BY LINCOLN ANDERSON | East River Park is dying — at least that’s according to an attorney for the de Blasio administration who is fighting a community lawsuit over the fate of the 60-acre park.

Park activists, though, couldn’t disagree more strongly with that spin, and are continuing to battle against a first-of-its-kind resiliency megaproject that really would kill the existing waterfront park.

On Wednesday afternoon, Village activist attorney Arthur Schwartz was in court at the Appellate Division to argue an appeal on the lawsuit seeking to block the city’s East Side Coastal Resiliency plan. The massive scheme would bury East River Park under tons of landfill to raise it 8 feet to 10 feet, destroying the 82-year-old park — with its nearly 1,000 mature trees — so that it could be rebuilt above the floodplain.

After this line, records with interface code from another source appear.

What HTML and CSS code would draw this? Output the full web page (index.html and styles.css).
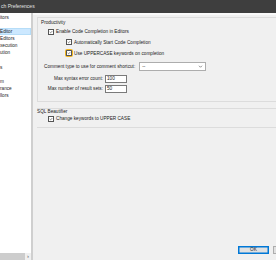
FILE: index.html
```html
<!DOCTYPE html>
<html lang="en">
<head>
	<meta charset="UTF-8">
	<title>Preferences</title>
	<link rel="stylesheet" href="styles.css">
</head>
<body>
	<div class="window">
		<div class="titlebar">ch Preferences</div>
		<div class="main">
			<div class="sidebar">
				<ul class="tree">
					<li>itors</li>
					<li></li>
					<li class="selected">Editor</li>
					<li>Editors</li>
					<li>xecution</li>
					<li>ution</li>
					<li></li>
					<li>s</li>
					<li></li>
					<li>m</li>
					<li>rance</li>
					<li>llors</li>
				</ul>
				<div class="hscroll">
					<span class="thumb"></span>
					<span class="arrow">›</span>
				</div>
			</div>
			<div class="content">
				<!-- Productivity -->
				<div class="group productivity">
					<div class="group-title">Productivity</div>
					<div class="check-row row-1">
						<span class="check"><svg viewBox="0 0 6 6"><path d="M1.1 3 L2.4 4.3 L4.9 1.6" /></svg></span>
						<span>Enable Code Completion in Editors</span>
					</div>
					<div class="check-row row-2">
						<span class="check"><svg viewBox="0 0 6 6"><path d="M1.1 3 L2.4 4.3 L4.9 1.6" /></svg></span>
						<span>Automatically Start Code Completion</span>
					</div>
					<div class="check-row row-3">
						<span class="check focus"><svg viewBox="0 0 6 6"><path d="M1.1 3 L2.4 4.3 L4.9 1.6" /></svg></span>
						<span>Use UPPERCASE keywords on completion</span>
					</div>
					<div class="combo-row">
						<span>Comment type to use for comment shortcut:</span>
						<div class="combo">
							<span>--</span>
							<svg viewBox="0 0 6 4"><path d="M1 1 L3 3 L5 1" /></svg>
						</div>
					</div>
					<div class="fields">
						<label>Max syntax error count:</label>
						<div class="field">100</div>
						<label>Max number of result sets:</label>
						<div class="field">50</div>
					</div>
				</div>
				<!-- SQL Beautifier -->
				<div class="group beautifier">
					<div class="group-title">SQL Beautifier</div>
					<div class="check-row row-1">
						<span class="check"><svg viewBox="0 0 6 6"><path d="M1.1 3 L2.4 4.3 L4.9 1.6" /></svg></span>
						<span>Change keywords to UPPER CASE</span>
					</div>
				</div>
				<div class="buttons">
					<button class="btn default">OK</button>
					<button class="btn" aria-label="Cancel"></button>
				</div>
			</div>
		</div>
	</div>
</body>
</html>
```

FILE: styles.css
```css
*{ margin:0; padding:0; box-sizing:border-box; }
li{ list-style:none; }

body{ font-family:"Liberation Sans", Arial, sans-serif; font-size:4.7px; color:#1a1a1a; }

.window{ width:276px; height:260px; display:flex; flex-direction:column; overflow:hidden; background:#f0f0f0; }
.titlebar{ height:13px; background:#3e3e3e; color:#e4e4e4; font-size:5px; line-height:13px; padding-left:1px; white-space:nowrap; }
.main{ flex:1; display:flex; min-height:0; }

/* left tree */
.sidebar{ width:33px; background:#fff; border-right:2px solid #cfcfcf; display:flex; flex-direction:column; }
.tree{ flex:1; padding-top:1px; }
.tree li{ height:7.1px; line-height:7.1px; white-space:nowrap; overflow:hidden; }
.tree .selected{ background:#cce8ff; box-shadow:inset 0 0 0 1px #b6ddf8; }
.hscroll{ height:7px; display:flex; background:#f0f0f0; }
.hscroll .thumb{ width:25px; background:#cdcdcd; }
.hscroll .arrow{ flex:1; text-align:center; font-size:6px; line-height:7px; color:#555; }

/* right page */
.content{ flex:1; min-width:0; display:flex; flex-direction:column; padding:2px 0 6px 4px; border-top:2px solid #f9f9f9; overflow:hidden; }
.group{ border:1px solid #dcdcdc; border-right:none; padding:1px 0 0 3px; flex:none; }
.group-title{ height:7px; line-height:7px; }
.productivity{ height:85px; }
.beautifier{ height:20px; margin-top:6px; padding:0; border-left:none; }
.beautifier .group-title{ height:6px; line-height:6px; }

.check-row{ display:flex; align-items:center; gap:2px; height:7px; white-space:nowrap; }
.productivity .row-1{ margin:2px 0 0 7px; }
.productivity .row-2{ margin:3.5px 0 0 25px; }
.productivity .row-3{ margin:4px 0 0 25px; }
.beautifier .row-1{ margin:0 0 0 11px; }
.check{ width:6px; height:6px; border:1px solid #555; background:#fff; display:flex; flex:none; }
.check svg{ width:100%; height:100%; fill:none; stroke:#333; stroke-width:0.85; }
.check.focus{ outline:1.5px solid #f2b51f; outline-offset:0.5px; border-radius:0.5px; }

.combo-row{ display:flex; align-items:center; gap:4px; height:9px; margin:5px 0 0 3px; white-space:nowrap; }
.combo{ width:67px; height:9px; background:#fff; border:1px solid #adadad; display:flex; align-items:center; justify-content:space-between; padding:0 2px; flex:none; }
.combo svg{ width:5px; height:3px; fill:none; stroke:#444; stroke-width:0.8; }

.fields{ display:grid; grid-template-columns:59px 22px; column-gap:2px; row-gap:2px; margin:4.5px 0 0 3px; }
.fields label{ height:8px; line-height:8px; text-align:right; white-space:nowrap; }
.fields .field{ height:8px; line-height:6px; background:#fff; border:1px solid #7a7a7a; padding-left:1px; }

.buttons{ margin-top:auto; display:flex; gap:4px; padding-left:201px; }
.btn{ width:31px; height:8px; flex:none; border:1px solid #adadad; background:#e1e1e1; font:inherit; color:#1e1e1e; line-height:6px; }
.btn.default{ border-color:#0078d7; box-shadow:inset 0 0 0 0.5px #0078d7; }
```
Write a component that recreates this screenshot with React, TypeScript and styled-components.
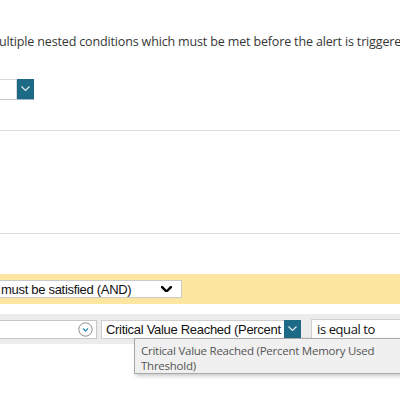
import React from "react";
import styled, { createGlobalStyle } from "styled-components";

const Global = createGlobalStyle`
  html, body { margin: 0; padding: 0; background: #fff; overflow: hidden; }
  body { width: 400px; height: 396px; }
`;

const Page = styled.div`
  position: relative;
  width: 400px;
  height: 396px;
  overflow: hidden;
  font-family: "Open Sans", "Liberation Sans", sans-serif;
`;

const Description = styled.p`
  margin: 0;
  padding-top: 33px;
  height: 18px;
  line-height: 18px;
  font-size: 12.5px;
  letter-spacing: -0.15px;
  color: #363636;
  white-space: nowrap;
  text-indent: -1px;
`;

const FieldRow = styled.div`
  display: flex;
  margin-top: 28px;
  height: 21px;
`;

const SelectBox = styled.div<{ $w: number }>`
  width: ${(p) => p.$w}px;
  height: 21px;
  box-sizing: border-box;
  border: 1px solid #d9d9d9;
  border-left: none;
  border-bottom-color: #c8c8c8;
  background: #fff;
`;

const BlueButton = styled.div<{ $h: number }>`
  width: 17px;
  height: ${(p) => p.$h}px;
  background: #1d6a86;
  display: flex;
  align-items: center;
  justify-content: center;
  flex: none;
  box-sizing: border-box;
  border-bottom: 1px solid #9fb4c0;
`;

const Divider = styled.div<{ $top: number }>`
  margin-top: ${(p) => p.$top}px;
  height: 1px;
  background: #dedede;
`;

const YellowBand = styled.div`
  margin-top: 40px;
  height: 30px;
  background: #fde6a0;
  display: flex;
  align-items: center;
`;

const NativeSelect = styled.div`
  margin-left: -60px;
  width: 242px;
  height: 18px;
  box-sizing: border-box;
  border: 1px solid #c9c9c9;
  background: #fff;
  display: flex;
  align-items: center;
  justify-content: space-between;
  padding: 0 9px 0 60px;
  font-family: "Liberation Sans", Arial, sans-serif;
  font-size: 13px;
  letter-spacing: -0.3px;
  color: #111;
`;

const GrayRow = styled.div`
  margin-top: 10px;
  height: 30px;
  background: #ececec;
  display: flex;
  align-items: center;
  gap: 4px;
`;

const FirstSelect = styled.div`
  margin-left: -40px;
  width: 137px;
  height: 19px;
  box-sizing: border-box;
  border: 1px solid #c7c7c7;
  background: #fff;
  display: flex;
  align-items: center;
  justify-content: flex-end;
  padding-right: 3px;
`;

const Combo = styled.div`
  display: flex;
  align-items: stretch;
  height: 19px;
`;

const ComboText = styled.div`
  width: 183px;
  box-sizing: border-box;
  border: 1px solid #cfcfcf;
  border-right: none;
  background: #fff;
  font-family: "Liberation Sans", Arial, sans-serif;
  font-size: 13px;
  letter-spacing: -0.3px;
  line-height: 17px;
  color: #111;
  padding-left: 4px;
  white-space: nowrap;
  overflow: hidden;
`;

const OperatorInput = styled.div`
  margin-left: 6px;
  flex: 1;
  height: 20px;
  box-sizing: border-box;
  border: 1px solid #cfcfcf;
  border-right: none;
  background: #fff;
  font-size: 13px;
  letter-spacing: -0.4px;
  line-height: 18px;
  color: #111;
  padding-left: 5px;
  white-space: nowrap;
`;

const Tooltip = styled.div`
  position: absolute;
  left: 134px;
  top: 338px;
  width: 280px;
  height: 36px;
  box-sizing: border-box;
  background: #f0f0f0;
  border: 1px solid #a9a9a9;
  box-shadow: 2px 2px 4px rgba(0, 0, 0, 0.22);
  padding: 4px 0 0 6px;
  font-size: 11.5px;
  letter-spacing: -0.25px;
  line-height: 15px;
  color: #555;
`;

const Chevron = ({ color, size = 10, sw = 1.4 }: { color: string; size?: number; sw?: number }) => (
  <svg width={size} height={size * 0.6} viewBox="0 0 10 6">
    <polyline points="1,1 5,5 9,1" fill="none" stroke={color} strokeWidth={sw} strokeLinecap="square" />
  </svg>
);

const CircleChevron = () => (
  <svg width="15" height="15" viewBox="0 0 15 15">
    <circle cx="7.5" cy="7.5" r="6.7" fill="#fff" stroke="#8c8c8c" strokeWidth="1" />
    <polyline points="5,6.5 7.5,9 10,6.5" fill="none" stroke="#2f8fc4" strokeWidth="1.3" />
  </svg>
);

export default function App() {
  return (
    <Page>
      <Global />
      <Description>ultiple nested conditions which must be met before the alert is triggered.</Description>
      <FieldRow>
        <SelectBox $w={17} />
        <BlueButton $h={21}>
          <Chevron color="#e8eef2" size={9} sw={1.3} />
        </BlueButton>
      </FieldRow>
      <Divider $top={30} />
      <Divider $top={102} />
      <YellowBand>
        <NativeSelect>
          <span>must be satisfied (AND)</span>
          <Chevron color="#000" size={11} sw={2.2} />
        </NativeSelect>
      </YellowBand>
      <GrayRow>
        <FirstSelect>
          <CircleChevron />
        </FirstSelect>
        <Combo>
          <ComboText>Critical Value Reached (Percent Memory Used Threshold)</ComboText>
          <BlueButton $h={19}>
            <Chevron color="#e8eef2" size={9} sw={1.3} />
          </BlueButton>
        </Combo>
        <OperatorInput>is equal to</OperatorInput>
      </GrayRow>
      <Tooltip>
        Critical Value Reached (Percent Memory Used
        <br />
        Threshold)
      </Tooltip>
    </Page>
  );
}
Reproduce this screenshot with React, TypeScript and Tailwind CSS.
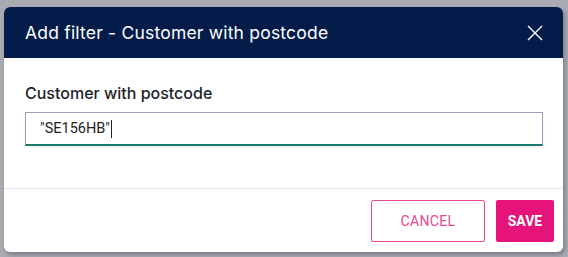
import React from 'react';

const App: React.FC = () => {
  return (
    <div
      className="w-[568px] h-[257px] bg-[#a9abb3] pt-[7px] pl-[4px]"
      style={{ fontFamily: 'Roboto, "Liberation Sans", sans-serif' }}
    >
      <div className="w-[559px] h-[245px] bg-white rounded-[6px] overflow-hidden shadow-[2px_3px_4px_rgba(0,0,0,0.25)] flex flex-col">
        <div className="h-[51px] bg-[#031c4a] flex items-center justify-between pl-[21px] pr-[20px]">
          <h2 className="text-white text-[17.5px] leading-none font-[Inter,sans-serif] tracking-[0.2px]">
            Add filter - Customer with postcode
          </h2>
          <button className="text-white">
            <svg width="16" height="16" viewBox="0 0 16 16" fill="none" stroke="currentColor" strokeWidth="1.4">
              <path d="M1 1L15 15M15 1L1 15" />
            </svg>
          </button>
        </div>
        <div className="px-[21px] pt-[27px] h-[131px] border-b border-[#e3e5ea]">
          <label className="block text-[16px] font-medium text-[#1b1f2a] leading-none font-[Inter,sans-serif]">
            Customer with postcode
          </label>
          <div className="mt-[11px] h-[34px] w-[518px] border border-[#9aa3bd] border-b-2 border-b-[#1b7a6a] flex items-center pl-[14px] shadow-[0_2px_3px_rgba(0,0,0,0.06)]">
            <span className="text-[14.5px] text-[#222]">"SE156HB"</span>
            <span className="w-px h-[18px] bg-[#222] ml-px" />
          </div>
        </div>
        <div className="flex justify-end gap-[11px] pt-[11px] pr-[9px]">
          <button className="w-[114px] h-[42px] border border-[#e8478f] rounded-[2px] text-[#e8478f] text-[14px] tracking-wide">
            CANCEL
          </button>
          <button className="w-[58px] h-[42px] bg-[#e6137a] rounded-[2px] text-white text-[14px] font-bold">
            SAVE
          </button>
        </div>
      </div>
    </div>
  );
};

export default App;
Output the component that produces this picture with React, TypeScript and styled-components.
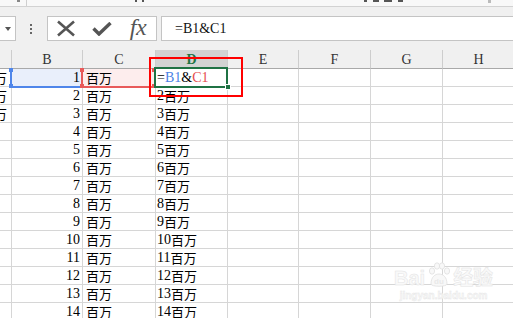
import React from "react";
import styled, { createGlobalStyle } from "styled-components";

const GlobalStyle = createGlobalStyle`
  html, body { margin: 0; padding: 0; background: #fff; overflow: hidden; }
  body { font-family: "Liberation Serif", "Noto Sans CJK SC", serif; }
`;

const Page = styled.div`
  position: relative;
  width: 513px;
  height: 318px;
  overflow: hidden;
  background: #fff;
`;

const TopStrip = styled.div`
  height: 6px;
  background: #f8f8f8;
  border-bottom: 1px solid #d2d2d2;
  display: flex;
  align-items: flex-start;
`;

const Mark = styled.span<{ $ml: number; $w: number; $h: number; $c: string }>`
  display: block;
  flex: none;
  margin-left: ${(p) => p.$ml}px;
  width: ${(p) => p.$w}px;
  height: ${(p) => p.$h}px;
  background: ${(p) => p.$c};
`;

const FormulaBand = styled.div`
  height: 43px;
  box-sizing: border-box;
  background: #f0f0f0;
  display: flex;
  align-items: flex-start;
  padding-top: 9px;
`;

const NameBox = styled.div`
  box-sizing: border-box;
  width: 17px;
  height: 25px;
  margin-left: -1px;
  background: #fff;
  border: 1px solid #c4c4c4;
  display: flex;
  align-items: center;
  padding-left: 5px;
`;

const Arrow = styled.span`
  width: 0;
  height: 0;
  border-left: 3.5px solid transparent;
  border-right: 3.5px solid transparent;
  border-top: 4px solid #555;
`;

const DotsCol = styled.div`
  width: 2px;
  height: 25px;
  margin-left: 14px;
  margin-right: 15px;
  display: flex;
  flex-direction: column;
  justify-content: center;
  gap: 2px;
`;

const Dot = styled.span`
  width: 2px;
  height: 2px;
  background: #666;
`;

const ButtonGroup = styled.div`
  box-sizing: border-box;
  width: 110px;
  height: 25px;
  background: #fff;
  border: 1px solid #c4c4c4;
  display: flex;
`;

const IconSlot = styled.div`
  width: 36px;
  height: 23px;
  display: flex;
  align-items: center;
  justify-content: center;
  color: #555;
`;

const Fx = styled.span`
  font-family: "Liberation Serif", serif;
  font-style: italic;
  font-size: 24px;
  line-height: 1;
  color: #555;
  letter-spacing: -0.5px;
  margin-top: -3px;
`;

const FormulaInput = styled.div`
  box-sizing: border-box;
  flex: 1;
  height: 25px;
  margin-left: 4px;
  margin-right: -2px;
  background: #fff;
  border: 1px solid #c4c4c4;
  display: flex;
  align-items: center;
  padding-left: 13px;
  font-size: 14px;
  color: #111;
`;

const Sheet = styled.div`
  position: relative;
  display: grid;
  grid-template-columns: 12px 71px 73px 72px 71px 72px 72px 72px;
`;

const HeadCell = styled.div<{ $active?: boolean }>`
  box-sizing: border-box;
  height: 19px;
  background: ${(p) => (p.$active ? "#d3d3d3" : "#f0f0f0")};
  border-right: 1px solid #cdcdcd;
  border-bottom: 1px solid #a9a9a9;
  display: flex;
  align-items: center;
  justify-content: center;
  padding-top: 2px;
  font-size: 14px;
  color: ${(p) => (p.$active ? "#1f7344" : "#333")};
  font-weight: ${(p) => (p.$active ? 700 : 400)};
`;

const Cell = styled.div<{ $align?: "left" | "right"; $bg?: string; $pl?: number; $pr?: number; $clip?: boolean }>`
  position: relative;
  box-sizing: border-box;
  height: 18px;
  border-right: 1px solid #d6d6d6;
  border-bottom: 1px solid #d6d6d6;
  background: ${(p) => p.$bg ?? "#fff"};
  display: flex;
  align-items: center;
  justify-content: ${(p) => (p.$align === "right" ? "flex-end" : "flex-start")};
  padding-left: ${(p) => p.$pl ?? 1}px;
  padding-right: ${(p) => p.$pr ?? 2}px;
  font-size: 14px;
  line-height: 17px;
  color: #000;
  white-space: nowrap;
  overflow: ${(p) => (p.$clip ? "hidden" : "visible")};
`;

const Cjk = styled.span`
  font-family: "Noto Sans CJK SC", sans-serif;
  font-size: 13px;
  font-weight: 400;
`;

const RefEdge = styled.div<{ $color: string }>`
  position: absolute;
  left: -2px;
  top: -1px;
  right: -1px;
  bottom: -2px;
  border-left: 2px solid ${(p) => p.$color};
  border-bottom: 2px solid ${(p) => p.$color};
  pointer-events: none;
  z-index: 2;
`;

const Handle = styled.span<{ $color: string; $pos: "tl" | "bl" | "tr" | "br" }>`
  position: absolute;
  width: 4px;
  height: 4px;
  background: ${(p) => p.$color};
  z-index: 3;
  ${(p) => (p.$pos[0] === "t" ? "top: -1px;" : "bottom: -2px;")}
  ${(p) => (p.$pos[1] === "l" ? "left: -3px;" : "right: -1px;")}
`;

const ActiveFrame = styled.div`
  position: absolute;
  left: -2px;
  top: -2px;
  right: -1px;
  bottom: -2px;
  border: 2px solid #1f7244;
  pointer-events: none;
  z-index: 4;
`;

const FillHandle = styled.span`
  position: absolute;
  right: -4px;
  bottom: -4px;
  width: 4px;
  height: 4px;
  background: #1f7244;
  border: 1px solid #fff;
  z-index: 5;
`;

const Ref = styled.span<{ $c: string }>`
  color: ${(p) => p.$c};
`;

const Annotation = styled.div`
  position: absolute;
  left: 149px;
  top: 7px;
  width: 94px;
  height: 40px;
  box-sizing: border-box;
  border: 2px solid #f00;
  z-index: 6;
  pointer-events: none;
`;

const Watermark = styled.div`
  position: absolute;
  left: 394px;
  top: 262px;
  display: flex;
  flex-direction: column;
  align-items: center;
  color: #f9f9f9;
  pointer-events: none;
  z-index: 7;
`;

const WmTop = styled.div`
  display: flex;
  align-items: flex-end;
  gap: 2px;
  font-family: "Liberation Sans", "Noto Sans CJK SC", sans-serif;
  font-size: 20px;
  font-weight: 700;
  line-height: 1;
  -webkit-text-stroke: 0.5px #e4e4e4;
`;

const WmBottom = styled.div`
  font-family: "Liberation Sans", sans-serif;
  font-size: 10px;
  font-weight: 700;
  margin-top: 2px;
  -webkit-text-stroke: 0.4px #e6e6e6;
`;

const cols = ["", "B", "C", "D", "E", "F", "G", "H"];
const rows = Array.from({ length: 14 }, (_, i) => i + 1);

export default function App() {
  return (
    <Page>
      <GlobalStyle />
      <TopStrip>
        <Mark $ml={17} $w={3} $h={2} $c="#888" />
        <Mark $ml={6} $w={1} $h={6} $c="#cfcfcf" />
        <Mark $ml={108} $w={2} $h={2} $c="#555" />
        <Mark $ml={5} $w={2} $h={2} $c="#555" />
        <Mark $ml={220} $w={3} $h={2} $c="#555" />
        <Mark $ml={6} $w={6} $h={2} $c="#555" />
        <Mark $ml={5} $w={8} $h={2} $c="#555" />
        <Mark $ml={6} $w={5} $h={2} $c="#555" />
        <Mark $ml={85} $w={3} $h={3} $c="#bbb" />
      </TopStrip>
      <FormulaBand>
        <NameBox>
          <Arrow />
        </NameBox>
        <DotsCol>
          <Dot />
          <Dot />
          <Dot />
        </DotsCol>
        <ButtonGroup>
          <IconSlot>
            <svg width="20" height="17" viewBox="0 0 20 17">
              <path d="M2 1.5 L18 15.5 M18 1.5 L2 15.5" stroke="#555" strokeWidth="2.6" fill="none" />
            </svg>
          </IconSlot>
          <IconSlot>
            <svg width="20" height="14" viewBox="0 0 20 14">
              <path d="M1.5 6.5 L7 12 L18.5 1" stroke="#555" strokeWidth="3.4" fill="none" />
            </svg>
          </IconSlot>
          <IconSlot>
            <Fx>fx</Fx>
          </IconSlot>
        </ButtonGroup>
        <FormulaInput>=B1&amp;C1</FormulaInput>
      </FormulaBand>
      <Sheet>
        {cols.map((c) => (
          <HeadCell key={c || "A"} $active={c === "D"}>
            {c}
          </HeadCell>
        ))}
        {rows.map((r) => (
          <React.Fragment key={r}>
            <Cell $align="right" $pr={4} $pl={0} $clip>
              {r <= 3 ? <Cjk>百万</Cjk> : null}
            </Cell>
            <Cell $align="right" $pr={2} $bg={r === 1 ? "#e9effb" : undefined}>
              {r}
              {r === 1 && (
                <>
                  <RefEdge $color="#4f86ea" />
                  <Handle $color="#4f86ea" $pos="tl" />
                  <Handle $color="#4f86ea" $pos="bl" />
                </>
              )}
            </Cell>
            <Cell $pl={3} $bg={r === 1 ? "#fdeded" : undefined}>
              <Cjk>百万</Cjk>
              {r === 1 && (
                <>
                  <RefEdge $color="#e85a5a" />
                  <Handle $color="#e85a5a" $pos="tl" />
                  <Handle $color="#e85a5a" $pos="bl" />
                  <Handle $color="#e85a5a" $pos="tr" />
                  <Handle $color="#e85a5a" $pos="br" />
                </>
              )}
            </Cell>
            <Cell $pl={1}>
              {r === 1 ? (
                <>
                  =<Ref $c="#4a82e6">B1</Ref>&amp;<Ref $c="#e64c4c">C1</Ref>
                  <ActiveFrame />
                  <FillHandle />
                </>
              ) : (
                <>
                  {r}
                  <Cjk>百万</Cjk>
                </>
              )}
            </Cell>
            <Cell />
            <Cell />
            <Cell />
            <Cell />
          </React.Fragment>
        ))}
        <Annotation />
      </Sheet>
      <Watermark>
        <WmTop>
          <span>Bai</span>
          <svg width="24" height="26" viewBox="0 0 24 26">
            <g fill="#f8f8f8" stroke="#e0e0e0" strokeWidth="0.8">
              <ellipse cx="5" cy="9" rx="2.6" ry="3.2" />
              <ellipse cx="10" cy="4" rx="2.6" ry="3.2" />
              <ellipse cx="15" cy="4" rx="2.6" ry="3.2" />
              <ellipse cx="20" cy="9" rx="2.6" ry="3.2" />
              <path d="M4 22 C4 15 8 12 12 12 C16 12 20 15 20 22 C20 25 4 25 4 22 Z" />
            </g>
            <text x="12" y="22" fontSize="8" textAnchor="middle" fill="#e8e8e8" fontFamily="Liberation Sans" fontWeight="700">du</text>
          </svg>
          <span>经验</span>
        </WmTop>
        <WmBottom>jingyan.baidu.com</WmBottom>
      </Watermark>
    </Page>
  );
}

More than a year ago, last August, a State Supreme Court justice ruled against the lawsuit, denying Schwartz’s request for a restraining order to stop the work from starting.

According to the attorney, it now appears demolition for the $1.3 billion megaproject would begin in “late November,” when the park’s tennis courts north of the Williamsburg Bridge would start being dug up. But he said all the dates about the project are very vague.

However, park activists say that, according to the E.S.C.R. Web page, “phased work operations,” including “closures within the park and pedestrian detours,” are scheduled to start Mon., Nov. 1. As a result, they plan to gather at the East River Park amphitheater at sunrise that morning to show solidarity against the project and are asking others to join them.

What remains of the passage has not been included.